The second mechanism was entirely unexpected: Out-of-Ordinary Equilibration. In certain parameter regimes, the edge states were not primarily talking to each other. Instead, they were exchanging charge with a metallic pool in the graphene bulk near charge neutrality, enabled by graphene’s unique zeroth Landau level, which remains metallic even alongside robust FQH states. Imagine a swift stream (the edge state) diverting into a deep lake (the metallic bulk). When it flows out, its energy is altered: the outgoing electrical potential becomes approximately halfway between the incoming edge-state value and the zero-potential metal.
The result is a remarkably clean, half-quantized plateau—no non-Abelian quasiparticles required. Simple charge conservation, confinement, and local electrostatics are entirely sufficient to create the illusion of exotic physics.
The Eureka Moment
When theoretical models in India met experimental data in Finland
The decisive breakthrough did not occur in the laboratory. It happened when experiment and theory finally shook hands. The theoretical framework began taking shape during the Condensed Matter Meets Quantum Information programme at the International Centre for Theoretical Sciences (ICTS) in Bengaluru, India. Those blackboard discussions evolved into an intense cross-continental dialogue with our experimental team at the Low Temperature Laboratory at Aalto University in Finland.

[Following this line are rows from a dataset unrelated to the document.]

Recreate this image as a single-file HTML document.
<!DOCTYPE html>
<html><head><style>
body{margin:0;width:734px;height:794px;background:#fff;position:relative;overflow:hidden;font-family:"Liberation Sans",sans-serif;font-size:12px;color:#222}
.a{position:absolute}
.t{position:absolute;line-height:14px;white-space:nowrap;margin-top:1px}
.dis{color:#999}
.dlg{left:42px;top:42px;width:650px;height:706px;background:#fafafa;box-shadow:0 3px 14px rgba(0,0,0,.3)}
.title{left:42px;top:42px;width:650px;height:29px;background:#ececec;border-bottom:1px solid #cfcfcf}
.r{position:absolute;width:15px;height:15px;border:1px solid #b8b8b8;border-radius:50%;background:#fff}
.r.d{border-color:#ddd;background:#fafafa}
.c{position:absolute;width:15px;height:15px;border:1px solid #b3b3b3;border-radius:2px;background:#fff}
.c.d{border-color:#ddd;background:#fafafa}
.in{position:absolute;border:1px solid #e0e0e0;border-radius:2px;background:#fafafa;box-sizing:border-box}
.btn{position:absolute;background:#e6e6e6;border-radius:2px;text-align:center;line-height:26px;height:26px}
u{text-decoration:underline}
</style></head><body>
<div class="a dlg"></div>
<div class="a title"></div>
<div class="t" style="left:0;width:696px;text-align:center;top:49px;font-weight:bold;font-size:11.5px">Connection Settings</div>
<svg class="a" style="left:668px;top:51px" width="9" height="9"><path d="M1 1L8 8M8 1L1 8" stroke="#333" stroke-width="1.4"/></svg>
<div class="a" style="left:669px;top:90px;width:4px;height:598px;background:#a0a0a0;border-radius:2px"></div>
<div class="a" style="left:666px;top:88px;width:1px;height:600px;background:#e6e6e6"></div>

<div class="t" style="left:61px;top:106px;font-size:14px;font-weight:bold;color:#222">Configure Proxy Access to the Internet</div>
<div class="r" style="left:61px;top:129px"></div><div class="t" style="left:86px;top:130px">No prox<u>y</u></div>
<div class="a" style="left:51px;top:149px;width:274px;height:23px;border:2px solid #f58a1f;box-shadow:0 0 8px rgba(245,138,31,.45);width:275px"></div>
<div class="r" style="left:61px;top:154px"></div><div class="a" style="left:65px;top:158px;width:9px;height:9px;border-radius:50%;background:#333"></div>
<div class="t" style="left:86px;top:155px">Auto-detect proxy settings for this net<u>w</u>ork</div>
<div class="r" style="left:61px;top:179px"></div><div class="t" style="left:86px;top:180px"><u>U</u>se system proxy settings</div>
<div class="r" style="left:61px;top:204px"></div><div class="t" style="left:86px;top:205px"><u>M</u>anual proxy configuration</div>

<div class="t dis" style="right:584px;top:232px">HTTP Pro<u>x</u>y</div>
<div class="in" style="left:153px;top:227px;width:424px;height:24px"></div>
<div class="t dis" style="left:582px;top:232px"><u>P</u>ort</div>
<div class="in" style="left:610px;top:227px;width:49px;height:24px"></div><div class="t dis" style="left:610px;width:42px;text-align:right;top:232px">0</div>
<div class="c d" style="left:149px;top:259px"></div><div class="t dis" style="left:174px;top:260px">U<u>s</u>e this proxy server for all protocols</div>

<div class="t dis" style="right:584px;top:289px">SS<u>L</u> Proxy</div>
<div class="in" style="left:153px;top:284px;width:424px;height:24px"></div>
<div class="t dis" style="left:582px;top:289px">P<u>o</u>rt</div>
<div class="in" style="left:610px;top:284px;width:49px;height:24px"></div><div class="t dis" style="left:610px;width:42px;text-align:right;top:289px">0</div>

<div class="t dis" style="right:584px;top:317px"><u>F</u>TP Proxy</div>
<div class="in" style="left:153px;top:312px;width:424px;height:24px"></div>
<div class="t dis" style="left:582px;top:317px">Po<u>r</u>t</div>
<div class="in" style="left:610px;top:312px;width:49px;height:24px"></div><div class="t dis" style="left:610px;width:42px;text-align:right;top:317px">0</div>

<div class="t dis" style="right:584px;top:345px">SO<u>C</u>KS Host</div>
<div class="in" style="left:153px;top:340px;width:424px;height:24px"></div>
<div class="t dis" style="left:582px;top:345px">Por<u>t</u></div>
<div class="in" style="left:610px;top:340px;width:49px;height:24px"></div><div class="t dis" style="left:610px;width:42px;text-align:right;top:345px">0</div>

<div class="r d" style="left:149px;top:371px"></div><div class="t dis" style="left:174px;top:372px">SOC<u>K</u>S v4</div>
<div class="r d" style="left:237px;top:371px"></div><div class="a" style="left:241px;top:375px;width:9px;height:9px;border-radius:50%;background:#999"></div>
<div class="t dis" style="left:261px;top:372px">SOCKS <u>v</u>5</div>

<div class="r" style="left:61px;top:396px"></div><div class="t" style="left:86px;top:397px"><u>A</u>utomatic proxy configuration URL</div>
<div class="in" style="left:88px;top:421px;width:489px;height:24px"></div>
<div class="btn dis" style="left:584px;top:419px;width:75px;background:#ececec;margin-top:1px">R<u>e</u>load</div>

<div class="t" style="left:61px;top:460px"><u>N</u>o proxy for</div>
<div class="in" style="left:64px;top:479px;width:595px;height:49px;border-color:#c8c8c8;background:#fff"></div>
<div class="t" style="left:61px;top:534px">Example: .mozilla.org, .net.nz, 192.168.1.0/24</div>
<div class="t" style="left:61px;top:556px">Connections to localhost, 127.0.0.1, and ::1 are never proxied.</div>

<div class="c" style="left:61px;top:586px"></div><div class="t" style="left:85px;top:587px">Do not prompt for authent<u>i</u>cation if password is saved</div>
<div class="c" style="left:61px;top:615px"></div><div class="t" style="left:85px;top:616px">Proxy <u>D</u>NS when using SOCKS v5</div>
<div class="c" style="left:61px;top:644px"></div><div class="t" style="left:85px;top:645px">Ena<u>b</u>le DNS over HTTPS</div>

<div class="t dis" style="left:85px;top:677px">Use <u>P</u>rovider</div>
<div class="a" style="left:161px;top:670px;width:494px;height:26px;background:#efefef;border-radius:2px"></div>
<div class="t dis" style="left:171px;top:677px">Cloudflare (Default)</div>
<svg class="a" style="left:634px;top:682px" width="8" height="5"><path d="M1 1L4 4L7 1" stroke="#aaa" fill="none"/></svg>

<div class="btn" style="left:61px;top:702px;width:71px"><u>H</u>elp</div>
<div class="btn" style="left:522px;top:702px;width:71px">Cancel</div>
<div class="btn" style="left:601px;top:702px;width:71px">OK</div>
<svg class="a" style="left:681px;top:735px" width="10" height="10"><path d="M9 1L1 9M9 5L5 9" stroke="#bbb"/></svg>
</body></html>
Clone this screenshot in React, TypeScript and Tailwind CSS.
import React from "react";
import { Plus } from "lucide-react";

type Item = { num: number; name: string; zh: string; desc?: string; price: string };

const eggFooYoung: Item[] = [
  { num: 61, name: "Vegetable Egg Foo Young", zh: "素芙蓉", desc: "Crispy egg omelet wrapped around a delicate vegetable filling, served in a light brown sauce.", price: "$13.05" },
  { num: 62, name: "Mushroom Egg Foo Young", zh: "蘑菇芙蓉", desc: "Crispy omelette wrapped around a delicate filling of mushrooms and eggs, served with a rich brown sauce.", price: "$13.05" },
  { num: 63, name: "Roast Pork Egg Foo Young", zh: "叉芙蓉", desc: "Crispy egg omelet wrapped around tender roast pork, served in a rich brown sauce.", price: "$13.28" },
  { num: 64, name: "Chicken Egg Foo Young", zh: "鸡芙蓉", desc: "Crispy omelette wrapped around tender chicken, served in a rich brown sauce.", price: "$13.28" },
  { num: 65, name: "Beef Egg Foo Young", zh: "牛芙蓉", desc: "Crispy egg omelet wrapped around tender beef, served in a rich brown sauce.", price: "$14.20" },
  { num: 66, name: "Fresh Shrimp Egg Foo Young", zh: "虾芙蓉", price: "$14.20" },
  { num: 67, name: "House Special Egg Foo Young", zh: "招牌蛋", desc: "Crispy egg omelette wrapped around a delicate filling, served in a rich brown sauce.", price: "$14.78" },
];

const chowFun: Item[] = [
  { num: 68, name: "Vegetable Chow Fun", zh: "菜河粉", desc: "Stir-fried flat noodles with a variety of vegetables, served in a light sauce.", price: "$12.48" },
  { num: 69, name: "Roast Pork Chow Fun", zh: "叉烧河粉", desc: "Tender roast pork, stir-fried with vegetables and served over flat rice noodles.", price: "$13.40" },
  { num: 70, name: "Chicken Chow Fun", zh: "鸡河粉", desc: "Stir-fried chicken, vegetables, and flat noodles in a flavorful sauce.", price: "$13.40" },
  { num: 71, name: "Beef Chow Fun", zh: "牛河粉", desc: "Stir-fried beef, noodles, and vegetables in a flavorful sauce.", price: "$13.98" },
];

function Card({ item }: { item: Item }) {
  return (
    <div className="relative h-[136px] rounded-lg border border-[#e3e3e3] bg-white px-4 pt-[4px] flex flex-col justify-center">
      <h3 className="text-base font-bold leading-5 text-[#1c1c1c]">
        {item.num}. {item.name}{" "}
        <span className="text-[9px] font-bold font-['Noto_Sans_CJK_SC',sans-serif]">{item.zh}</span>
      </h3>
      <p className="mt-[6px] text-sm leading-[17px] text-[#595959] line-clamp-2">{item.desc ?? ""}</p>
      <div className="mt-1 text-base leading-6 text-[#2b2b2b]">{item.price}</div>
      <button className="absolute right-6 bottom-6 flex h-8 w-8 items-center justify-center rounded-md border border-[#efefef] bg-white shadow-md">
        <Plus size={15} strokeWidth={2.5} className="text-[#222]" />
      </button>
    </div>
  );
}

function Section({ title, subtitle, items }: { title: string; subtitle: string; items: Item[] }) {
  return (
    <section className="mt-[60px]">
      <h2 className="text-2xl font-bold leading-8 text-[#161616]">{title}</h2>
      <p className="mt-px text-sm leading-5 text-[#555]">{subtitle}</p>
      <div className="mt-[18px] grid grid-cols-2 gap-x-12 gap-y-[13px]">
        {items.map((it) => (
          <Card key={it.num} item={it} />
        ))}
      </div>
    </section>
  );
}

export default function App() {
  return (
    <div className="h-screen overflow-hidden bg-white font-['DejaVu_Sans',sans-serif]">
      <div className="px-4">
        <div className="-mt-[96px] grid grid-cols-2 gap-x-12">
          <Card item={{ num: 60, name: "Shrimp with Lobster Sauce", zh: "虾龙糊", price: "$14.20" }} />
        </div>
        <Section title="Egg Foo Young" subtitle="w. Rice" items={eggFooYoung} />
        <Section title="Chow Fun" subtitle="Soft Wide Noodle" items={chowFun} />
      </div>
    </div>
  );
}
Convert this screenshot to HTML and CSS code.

“There is something profoundly satisfying about a blackboard sketch in India perfectly predicting the behaviour of a cryogenically frozen carbon flake in Espoo.”
Pictorial representation of the hydrodynamic model for full edge state equilibration in the QPC defined-confined geometry of graphene Hall bar.
Working with a hydrodynamic model of edge-state transport, our theoretical colleagues found that both equilibration processes could be described within the same mathematical framework. When overlaid onto our experimental data, the model reproduced conductance values across all four regimes without a single free fitting parameter. A chaotic collection of puzzling anomalies coalesced into a perfectly coherent picture.
Raising the Standard for Exotic Claims
Why a mundane discovery strengthens the search for non-Abelian anyons
The daily reality behind those results was far less elegant. Graphene QPC devices are brutally unforgiving; invisible fabrication imperfections can completely alter the electrostatic landscape. We went through multiple fabrication iterations before obtaining samples that behaved cleanly. Measurements ran at 20 mK, significantly colder than the vacuum of deep space, at magnetic fields reaching 14 T. Marathon measurement runs lasted uninterrupted for days, and countless datasets were scrutinized and repeated before we felt confident.
The broader lesson extends beyond graphene. Half-quantized conductance plateaus have frequently been heralded as signatures of exotic topological physics. Our results demonstrate that intense caution is necessary: mundane phenomena due to local electrostatics, geometric confinement, and conventional equilibration can generate transport signatures that perfectly mimic far more exotic physics. This does not diminish the global search for non-Abelian anyons; it strengthens it. Any future observation of unusual quantized plateaus in graphene nanostructures must now carefully distinguish genuine topological physics from confinement-induced equilibration effects.
The quantum Hall effect is more than forty years old, yet our late nights in the lab served as a powerful reminder: new surprises are always waiting when familiar physics is pushed into unfamiliar geometries. Sometimes, the real breakthrough comes from realising that a phenomenon you thought you fully understood is vastly more intricate, subtle, and beautiful than you ever imagined.